Proposition 8 has attracted tens of millions of dollars from all over the country. Gay people want the right to marry or have their marriages be sustained legally, and religious groups want to stop gay people from getting married. I must say, it's troubling that the Catholic Church and the Church of LDS (Mormons) are so strongly in favor of a constitutional amendment to deny people their basic rights.
The history of the role of churches in political life in America is a least disturbing. When early pioneers fell in love with American Indian women and took them as wives, churches condemned the unions as godless, as abominations. When, a little further on in American history, African Americans and people from the Caribbean started to get together with White folks, churches again defended the dominant paradigm of racism and bigotry, declaring that marriage was impossible, illegal, violated religious codes, and could not be tolerated. Even well into the 20th century racism was preached from the pulpit, integration was declared a plot of the Devil, and the power and prerogatives of the White power structure were defended, supported and blessed. As a society, as a culture, as human beings we have largely grown past all of this ridiculous racist hatred. There are a few on the fringe who cling to the old paradigm, holding Hitler as their hero, or declaring that the only solution is to distrust those of a different color and separate the races, etc. The evolution of our society has already proven that untrue, but some are not convinced.
One thing that is convincing, is while people may use membership in a church as a definition of whether or not a person is a good and decent person, a citizen worthy to hold office and lead, some churches themselves have fared poorly in being our guide to a just, equal and morally admirable society. Human nature being what it is, churches have been turned into instruments of a political machine, unable to guide or lead our society and instead being proponents of hate, discrimination, inequality and the domination of one group of people by others. I am not talking about medieval times here—don’t support the church’s position on abortion? Well you can’t take communion. Happen to be gay and born into a Mormon family? Sorry, there simply is no place for you within our LDS church or community. Is this the love and acceptance their putative role model would have wanted?

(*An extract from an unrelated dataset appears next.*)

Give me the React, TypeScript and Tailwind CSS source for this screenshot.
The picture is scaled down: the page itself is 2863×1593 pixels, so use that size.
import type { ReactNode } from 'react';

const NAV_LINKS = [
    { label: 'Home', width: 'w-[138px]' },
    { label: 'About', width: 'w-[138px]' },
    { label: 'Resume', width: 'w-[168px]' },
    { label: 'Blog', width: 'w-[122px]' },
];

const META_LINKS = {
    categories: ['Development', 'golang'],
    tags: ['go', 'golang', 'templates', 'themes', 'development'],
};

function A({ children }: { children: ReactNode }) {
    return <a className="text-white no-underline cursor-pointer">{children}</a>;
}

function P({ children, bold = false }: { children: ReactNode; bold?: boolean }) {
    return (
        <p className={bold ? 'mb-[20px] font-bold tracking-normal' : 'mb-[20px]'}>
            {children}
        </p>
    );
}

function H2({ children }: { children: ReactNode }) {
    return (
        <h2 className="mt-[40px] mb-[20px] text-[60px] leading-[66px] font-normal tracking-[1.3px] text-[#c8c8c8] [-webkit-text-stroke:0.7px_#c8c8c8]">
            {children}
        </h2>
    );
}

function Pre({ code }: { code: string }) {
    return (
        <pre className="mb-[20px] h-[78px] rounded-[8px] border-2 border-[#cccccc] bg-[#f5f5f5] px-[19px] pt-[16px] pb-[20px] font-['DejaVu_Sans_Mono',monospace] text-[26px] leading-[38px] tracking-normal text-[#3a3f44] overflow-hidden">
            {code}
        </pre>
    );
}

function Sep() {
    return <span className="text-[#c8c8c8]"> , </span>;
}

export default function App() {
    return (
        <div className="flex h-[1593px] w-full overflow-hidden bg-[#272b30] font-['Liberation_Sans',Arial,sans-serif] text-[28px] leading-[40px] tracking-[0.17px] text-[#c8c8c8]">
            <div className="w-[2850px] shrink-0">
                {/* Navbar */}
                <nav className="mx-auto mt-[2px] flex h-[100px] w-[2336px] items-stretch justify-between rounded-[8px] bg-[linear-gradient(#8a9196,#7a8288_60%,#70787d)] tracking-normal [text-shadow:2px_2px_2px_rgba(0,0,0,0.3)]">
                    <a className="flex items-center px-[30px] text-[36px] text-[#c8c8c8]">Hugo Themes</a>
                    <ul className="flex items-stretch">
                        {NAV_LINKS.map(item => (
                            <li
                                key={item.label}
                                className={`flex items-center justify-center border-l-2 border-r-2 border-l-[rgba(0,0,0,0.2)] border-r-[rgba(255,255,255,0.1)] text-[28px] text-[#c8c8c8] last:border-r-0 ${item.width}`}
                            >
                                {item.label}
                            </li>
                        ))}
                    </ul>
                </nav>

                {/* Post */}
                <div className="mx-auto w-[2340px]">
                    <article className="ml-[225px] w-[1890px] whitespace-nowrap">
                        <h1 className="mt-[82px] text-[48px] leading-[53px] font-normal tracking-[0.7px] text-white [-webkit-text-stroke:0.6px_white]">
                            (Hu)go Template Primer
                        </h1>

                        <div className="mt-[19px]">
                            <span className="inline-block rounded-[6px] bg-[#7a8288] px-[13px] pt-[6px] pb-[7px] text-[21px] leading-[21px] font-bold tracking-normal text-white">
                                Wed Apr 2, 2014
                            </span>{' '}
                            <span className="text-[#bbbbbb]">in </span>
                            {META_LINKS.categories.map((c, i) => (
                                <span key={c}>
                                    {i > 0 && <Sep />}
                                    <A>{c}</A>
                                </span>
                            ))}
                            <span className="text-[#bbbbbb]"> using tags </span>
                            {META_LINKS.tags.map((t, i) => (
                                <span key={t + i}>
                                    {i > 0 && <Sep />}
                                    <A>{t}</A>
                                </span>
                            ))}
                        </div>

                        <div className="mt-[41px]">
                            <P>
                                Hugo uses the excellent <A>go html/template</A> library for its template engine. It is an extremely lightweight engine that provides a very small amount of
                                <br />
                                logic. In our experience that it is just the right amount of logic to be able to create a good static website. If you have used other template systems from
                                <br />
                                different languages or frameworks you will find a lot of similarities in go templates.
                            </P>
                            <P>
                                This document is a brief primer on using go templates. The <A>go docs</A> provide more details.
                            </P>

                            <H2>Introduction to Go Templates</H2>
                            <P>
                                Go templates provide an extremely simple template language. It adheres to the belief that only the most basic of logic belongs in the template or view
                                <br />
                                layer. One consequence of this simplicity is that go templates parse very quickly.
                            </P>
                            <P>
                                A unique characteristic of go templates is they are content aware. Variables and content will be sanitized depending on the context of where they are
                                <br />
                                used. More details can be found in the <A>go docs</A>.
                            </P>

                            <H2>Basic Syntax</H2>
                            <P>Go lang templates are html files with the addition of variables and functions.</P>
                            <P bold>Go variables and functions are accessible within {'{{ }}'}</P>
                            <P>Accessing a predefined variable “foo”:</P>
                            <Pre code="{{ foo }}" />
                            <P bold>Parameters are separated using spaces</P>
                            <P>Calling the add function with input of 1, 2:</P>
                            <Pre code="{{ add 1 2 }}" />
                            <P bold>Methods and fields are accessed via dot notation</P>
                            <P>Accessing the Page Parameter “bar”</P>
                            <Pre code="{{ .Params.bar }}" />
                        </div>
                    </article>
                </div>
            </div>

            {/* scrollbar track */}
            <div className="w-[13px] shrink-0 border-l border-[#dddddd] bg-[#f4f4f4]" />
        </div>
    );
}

That Elizabeth Dole thought she could win an election for the U.S. Senate by accusing her opponent, Kay Hagen, of associating with “godless Americans” or of being godless herself is even more troubling. (Thankfully, she turned out to be wrong.) Being religious is not a sine qua non of being a good, decent, upstanding person. It can be part of that, but 16% of Americans consider themselves atheists, and I’ve known a few. To suggest that someone who isn’t religious is a bad person, or that lacking a specific religion or set of religious practices and memberships means a person lacks a moral compass is worse than wrong, it is simple bigotry.
Mindless hatred, or worse is a basic human ability—you are not like me so you must be evil. Sounds pretty primitive, no? Something someone in an isolated jungle tribe might believe, “Oh there are some White people. They are not like us; we must kill them, or at least make them slaves or prisoners. Certainly they must never marry anyone of our kind!” Yes, or the people next door who regularly attend a church, synagogue, temple or mosque, and of course your local terrorist ala Tim McVeigh, or the one who is building is bomb right now in some distant corner of the world. All, my friends, believing they are truly doing the work of their god or gods. Religion is not universally, or unilaterally good, or at least it isn’t always pressed into good purposes.

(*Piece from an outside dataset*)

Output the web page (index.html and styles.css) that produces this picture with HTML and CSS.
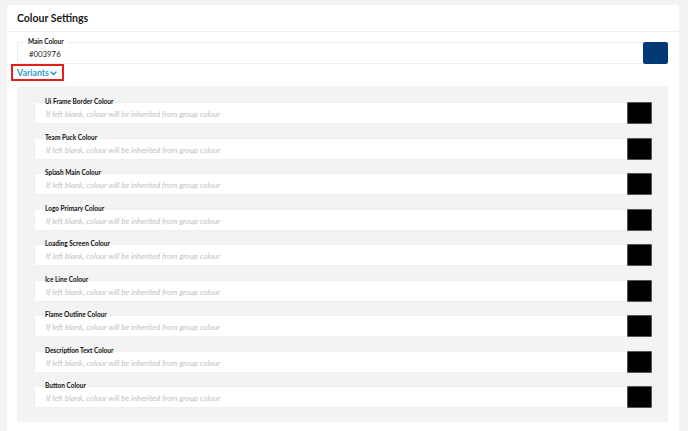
FILE: index.html
```html
<!DOCTYPE html>
<html>
<head>
<meta charset="utf-8">
<title>Colour Settings</title>
<link rel="stylesheet" href="styles.css">
</head>
<body>
<div class="card">
  <div class="card-header">Colour Settings</div>
  <div class="card-body">
    <div class="field-row main-row">
      <div class="field">
        <span class="field-label">Main Colour</span>
        <span class="field-value">#003976</span>
      </div>
      <div class="swatch swatch-main"></div>
    </div>
    <div class="variants-toggle">Variants<svg class="chev" viewBox="0 0 10 10" width="7" height="7"><path d="M1.5 3 L5 6.5 L8.5 3" fill="none" stroke="currentColor" stroke-width="2.2" stroke-linecap="round" stroke-linejoin="round"/></svg></div>
    <div class="variants-panel">
      <div class="field-row"><div class="field"><span class="field-label">Ui Frame Border Colour</span><span class="placeholder">If left blank, colour will be inherited from group colour</span></div><div class="swatch"></div></div>
      <div class="field-row"><div class="field"><span class="field-label">Team Puck Colour</span><span class="placeholder">If left blank, colour will be inherited from group colour</span></div><div class="swatch"></div></div>
      <div class="field-row"><div class="field"><span class="field-label">Splash Main Colour</span><span class="placeholder">If left blank, colour will be inherited from group colour</span></div><div class="swatch"></div></div>
      <div class="field-row"><div class="field"><span class="field-label">Logo Primary Colour</span><span class="placeholder">If left blank, colour will be inherited from group colour</span></div><div class="swatch"></div></div>
      <div class="field-row"><div class="field"><span class="field-label">Loading Screen Colour</span><span class="placeholder">If left blank, colour will be inherited from group colour</span></div><div class="swatch"></div></div>
      <div class="field-row"><div class="field"><span class="field-label">Ice Line Colour</span><span class="placeholder">If left blank, colour will be inherited from group colour</span></div><div class="swatch"></div></div>
      <div class="field-row"><div class="field"><span class="field-label">Flame Outline Colour</span><span class="placeholder">If left blank, colour will be inherited from group colour</span></div><div class="swatch"></div></div>
      <div class="field-row"><div class="field"><span class="field-label">Description Text Colour</span><span class="placeholder">If left blank, colour will be inherited from group colour</span></div><div class="swatch"></div></div>
      <div class="field-row"><div class="field"><span class="field-label">Button Colour</span><span class="placeholder">If left blank, colour will be inherited from group colour</span></div><div class="swatch"></div></div>
    </div>
  </div>
</div>
</body>
</html>
```
FILE: styles.css
```css
html, body {
  margin: 0;
  padding: 0;
  background: #f3f3f3;
  font-family: Lato, "Open Sans", "Liberation Sans", sans-serif;
  color: #1a1a1a;
}

.card {
  margin: 5px 9px 0 7px;
  background: #fff;
  border-radius: 3px;
  min-height: 440px;
}

.card-header {
  height: 26px;
  padding-left: 10px;
  display: flex;
  align-items: center;
  font-size: 10.5px;
  font-weight: 700;
  border-bottom: 1px solid #eeeeee;
}

.card-body {
  padding: 10px 11px 10px 10px;
}

.field-row {
  display: flex;
  height: 22px;
}

.field {
  flex: 1;
  position: relative;
  background: #fff;
  border: 1px solid #eeeeee;
  border-right: none;
  display: flex;
  align-items: center;
  padding-left: 11px;
  box-sizing: border-box;
}

.field-label {
  position: absolute;
  top: -5px;
  left: 6px;
  padding: 0 4px;
  font-size: 6.5px;
  font-weight: 700;
  line-height: 8px;
  color: #111;
  background: #fff;
}

.field-value {
  font-size: 7.8px;
  color: #222;
  padding-top: 2px;
}

.placeholder {
  font-size: 7.9px;
  font-style: italic;
  color: #c2c2c2;
  padding-top: 2px;
}

.swatch {
  width: 25px;
  height: 22px;
  background: #000;
  border-radius: 2px;
  box-shadow: inset 0 0 0 1px #555;
}

.swatch-main {
  background: #003976;
  box-shadow: none;
}

.variants-toggle {
  display: flex;
  width: fit-content;
  align-items: center;
  gap: 1px;
  margin-left: -6px;
  padding: 2px 5px 2px 4px;
  border: 2px solid #e3201b;
  color: #2b9fd1;
  font-size: 8.8px;
  font-weight: 700;
  line-height: 9px;
}

.chev {
  margin-top: 1px;
}

.variants-panel {
  margin-top: 5px;
  background: #f3f3f3;
  border-radius: 3px;
  padding: 16px 16px 14px 17px;
  display: flex;
  flex-direction: column;
  gap: 13.5px;
}

.variants-panel .field {
  border-color: #f0f0f0;
}

.variants-panel .field-label {
  background: transparent;
}
```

What really gets me though is the notion that strong heterosexual families are somehow harmed by gay folks getting married. Simply put, they aren’t. I’m a heterosexual guy who has been married to a wonderful woman for 35 years. Do I care if the gay couple across town or across the street ties the knot? Is my marriage threatened? Of course, No. I have two daughters, both involved with boyfriends now. But if one of them woke up some morning in the future and decided she was done with men and really wanted to be with a woman, would that crush me. No. The Higher Power, whatever it may be, made all of us, all colors, so many faiths, and yes, even different sexual orientations. Get used to it. Churches tried to kill homosexuality for millennia and never succeeded. None will succeed now, only make lives more difficult, and in a few cases, ruin them and separate people from families who otherwise might have loved and accepted them.

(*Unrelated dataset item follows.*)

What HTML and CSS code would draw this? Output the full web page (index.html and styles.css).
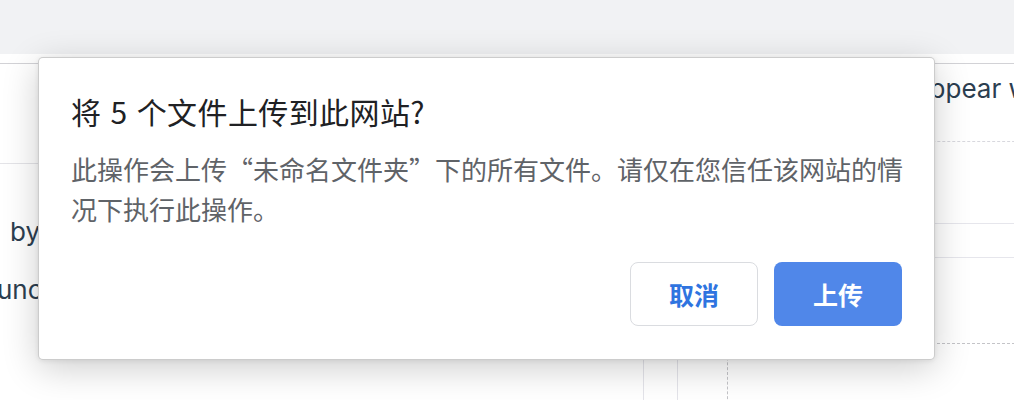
FILE: index.html
```html
<!DOCTYPE html>
<html lang="zh-CN">
<head>
<meta charset="utf-8">
<title>上传确认</title>
<link rel="stylesheet" href="styles.css">
</head>
<body>
<div class="topbar"></div>
<div class="main">
  <div class="col col-left">
    <div class="left-head"></div>
    <p class="bg-line line-a">by the author</p>
    <p class="bg-line line-b">unction call</p>
  </div>
  <div class="col col-mid"></div>
  <div class="col col-right">
    <div class="r-row r-text"><span class="r-label">appear with</span></div>
    <div class="r-row r-mid"></div>
    <div class="r-row r-thin"></div>
    <div class="drop"></div>
  </div>
</div>

<div class="dialog" role="dialog">
  <h1 class="dialog-title">将 5 个文件上传到此网站?</h1>
  <p class="dialog-body">此操作会上传“未命名文件夹”下的所有文件。请仅在您信任该网站的情况下执行此操作。</p>
  <div class="dialog-actions">
    <button class="btn btn-cancel">取消</button>
    <button class="btn btn-primary">上传</button>
  </div>
</div>
</body>
</html>
```

FILE: styles.css
```css
html, body {
  margin: 0;
  padding: 0;
  background: #ffffff;
  width: 1014px;
  height: 400px;
  overflow: hidden;
  font-family: "Noto Sans CJK SC", "Noto Sans", sans-serif;
}

.topbar {
  height: 54px;
  background: #f1f2f4;
}

.main {
  margin-top: 9px;
  border-top: 1px solid #d2d2d6;
  display: flex;
  height: 340px;
}

.col {
  box-sizing: border-box;
}

.col-left {
  width: 644px;
  border-right: 1px solid #e4e4ea;
  flex: none;
}

.left-head {
  height: 99px;
  border-bottom: 1px solid #e4e4e8;
}

.bg-line {
  margin: 0;
  font-family: "Inter", "Noto Sans", sans-serif;
  font-size: 26px;
  line-height: 40px;
  color: #2c3e50;
  white-space: nowrap;
}

.line-a {
  margin-top: 48px;
  padding-left: 10px;
}

.line-b {
  margin-top: 18px;
  text-indent: -3px;
}

.col-mid {
  width: 34px;
  border-right: 1px solid #e4e4ea;
  flex: none;
}

.col-right {
  flex: 1;
  display: flex;
  flex-direction: column;
}

.r-row {
  box-sizing: border-box;
}

.r-text {
  height: 78px;
  padding-top: 5px;
  border-bottom: 1px dashed #d8d8de;
}

.r-label {
  display: block;
  padding-left: 237px;
  font-family: "Inter", "Noto Sans", sans-serif;
  font-size: 26px;
  line-height: 40px;
  color: #2c3e50;
  white-space: nowrap;
}

.r-mid {
  height: 82px;
  border-bottom: 1px solid #e6e6ec;
}

.r-thin {
  height: 34px;
  border-bottom: 1px solid #e6e6ec;
}

.drop {
  margin-top: 85px;
  margin-left: 49px;
  flex: 1;
  border-top: 1px dashed #c4c4c8;
  border-left: 1px dashed #c4c4c8;
}

.dialog {
  position: absolute;
  left: 38px;
  top: 57px;
  width: 897px;
  box-sizing: border-box;
  background: #ffffff;
  border: 1px solid rgba(0, 0, 0, 0.2);
  border-radius: 5px;
  padding: 34px 32px 33px 32px;
  box-shadow: 0 8px 36px rgba(0, 0, 0, 0.2), 0 1px 5px rgba(0, 0, 0, 0.08);
}

.dialog-title {
  margin: 0;
  font-family: "Noto Sans CJK SC", sans-serif;
  font-size: 30px;
  line-height: 39px;
  font-weight: 400;
  letter-spacing: 0.4px;
  word-spacing: 2px;
  color: #202124;
}

.dialog-body {
  margin: 18px -4px 0 0;
  font-size: 26px;
  line-height: 40px;
  color: #5f6368;
}

.dialog-actions {
  display: flex;
  justify-content: flex-end;
  gap: 16px;
  margin-top: 33px;
}

.btn {
  width: 128px;
  height: 64px;
  box-sizing: border-box;
  border-radius: 8px;
  font-family: "Noto Sans CJK SC", sans-serif;
  font-size: 25px;
  font-weight: 700;
  cursor: pointer;
  padding: 0;
}

.btn-cancel {
  background: #ffffff;
  border: 1.5px solid #dadce0;
  color: #2f74e0;
}

.btn-primary {
  background: #5087e9;
  border: none;
  color: #ffffff;
}
```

Several years ago, while working as a psychotherapist, I led a group of men who were gay. Once we had gotten to know each other quite well I asked them when each of them knew he was homosexual. Every single one of those men felt their earliest, pre-adolescent sexual stirrings in relation to other males. Crushes on teachers were same sex, embarrassing arousal in school classrooms, in response to other boys. These guys didn’t choose homosexuality; it chose them. (A growing body of research literature supports this.) They still had the choice to fake a heterosexual lifestyle (some had tried that), to live without physical intimacy, (some had tried that), and all ultimately came to feel that they were and should rightfully acknowledge they there were homosexual. Many actively pursued that lifestyle, some promiscuously, some seeking and finding long-term commitment. Does that make them bad people? I hardly see how. Does their sexual orientation mean they should be denied the right to marry? Good Heavens, NO! Again, because heterosexuality is the dominant paradigm, does that mean we should condemn, enslave, harass, imprison, cast out or deny basic human rights to those who aren’t like us?
In the end we have to ask, What are we? Are we containers of hate and exclusion? Do we exclude the man or woman who loves another man or woman the way we would exclude the murderer, the child molester, the rapist, the miscreant, the thief? All of these can still marry, even from behind bars. We deny the right to marry to no other group of people. And in the end to deny gay men and lesbian women the right to marry is to deny their very humanity. Oh, yes, and our own.